Yes, cholla cactus is thorny, but it has a caring heart, delicious flower buds, and so much more.
When I learned how to harvest, process, and enjoy the tasty, calcium-rich flower buds I no longer saw the plant simply as thorns to be avoided. Instead, I saw a hardy food plant that thrives on natural rainfall alone.
Wildlife habitat
While harvesting the flower buds, I spent more time with the cholla and learned from it. I discovered what a rich habitat it was for wildlife such as the birds that nested within it and the many pollinators visiting its flowers.
Selecting and planting more cholla for best characteristics
I also discovered the staghorn cholla (Opuntia versicolor) has a about a dozen different flower colors, each plant reliably blooming the same color each year (scroll to end of this blog essay for photos of different flower colors).

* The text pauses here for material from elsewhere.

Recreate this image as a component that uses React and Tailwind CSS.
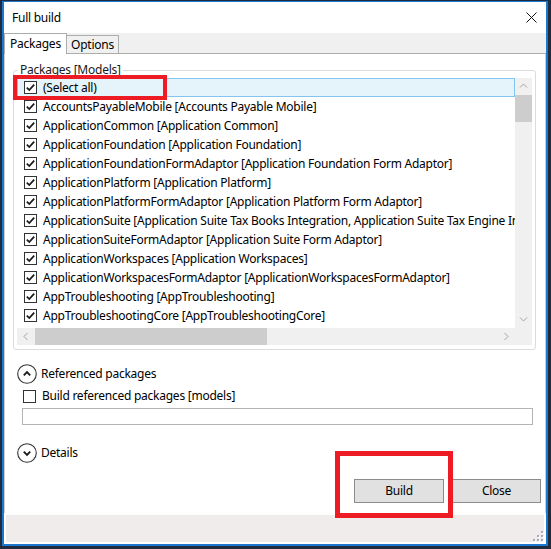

So, now friends and other Neighborhood Foresters and I take and plant cuttings based on bloom color, flower bud size, and buds with fewer thorns (the flower buds are edible and delicious after de-thorning and cooking). When then mark that cutting’s characteristics on its planting pot with a wax pencil (along with an “X” on the side of the pot facing south, so when transplanted into the ground, the south-facing side of the cholla plant will still be south-facing—avoiding sunburn to the plant that would occur if the orientation were changed).
Note that when I harvest the canes, I don’t mark their south-facing side, but when I pot them up I do. The south-facing side tends to be more purple or “tanned”, while the side getting less direct sun exposure is a lighter color. The flower buds also tend to grow up toward the light and the sun, so it is fairly easy to then mark an X on the side of the pot to which the “tanned” skin of the cholla cane is facing.
Once the cuttings are well rooted, we then distribute the plants to those in the neighborhood that want to plant and care for them. Doing so, neighbors can choose their cholla plant by flower color, then plant it in their section of the neighborhood forest.
More on staghorn cholla
Below is information I compiled long ago while creating a list of multi-use plants native to Tucson…
OPUNTIA SPP. – CHOLLA
(Cactaceae – Cactus Family)
subgroup Cylindropuntia:
Spanish name: cholla
O’odham name: ciolim
Yeome name: choa
Plant has cylindrical stems or “joints”.
Wildlife – bees love the flowers; cactus wren, curve-billed thrashers, and other birds go for the fruit and nesting possiblities.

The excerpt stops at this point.